Quality assessment is a paramount issue in supporting the successful re-use of Scientific Linked Data. Not being able to express specific quality assessment requirements according to the needs from specific assessment tasks has been a bottleneck to the quality enhancement of linked data resources. To fill in this critical gap, we propose a checklist-based approach that allows explicit expression of quality requirements that can directly reflect users' needs from their concrete quality assessment tasks, and at the same provides flexible extensibility to cope with new needs. We show how our approach can support two exemplar case studies from scientific domains. We learnt valuable lessons about how various state-of-the-art semantic web technologies could support our concrete use in practice. The very lightweight SPARQL-based implementation has shown great promise in supporting these practical needs.

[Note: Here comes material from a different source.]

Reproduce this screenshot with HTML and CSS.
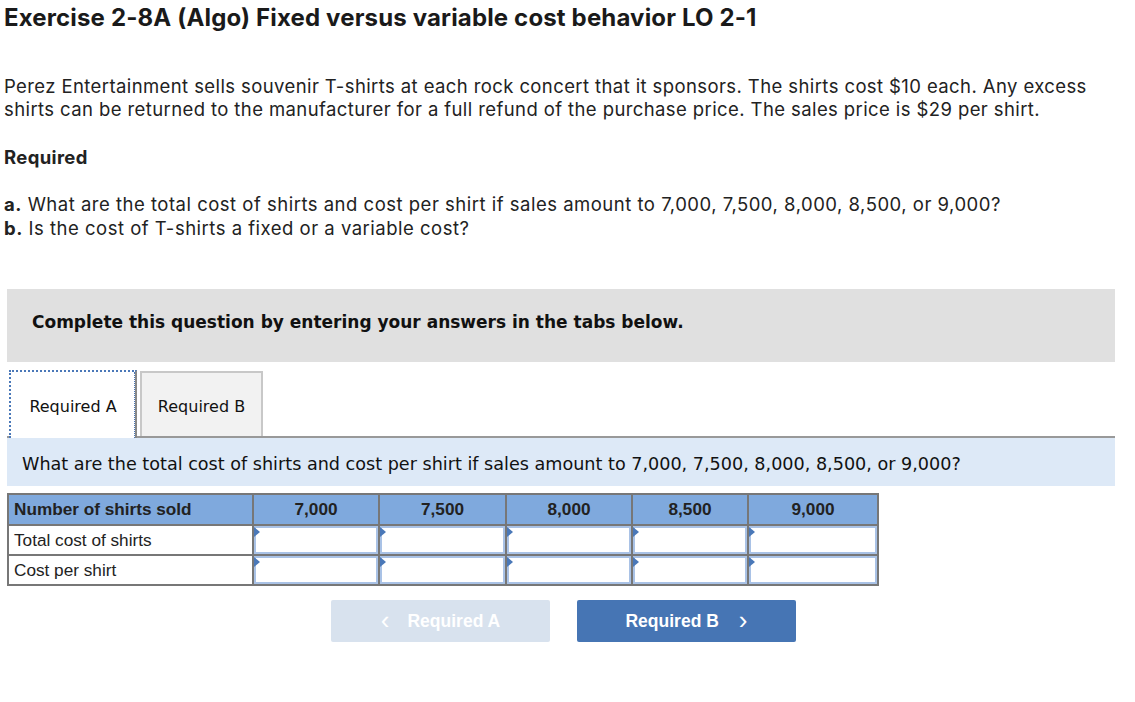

Our next steps will focus on the extensibility of the tool architecture, by exploring the possibility of a plug-in framework to enable plugging-in of third-party services. We are also prototyping a user interface tool to facilitate the creation of Minim checklists. Finally we are planning a systematic mapping between the existing quality dimensions and the constructs available in our checklist data model, to extend the function evaluation of our model.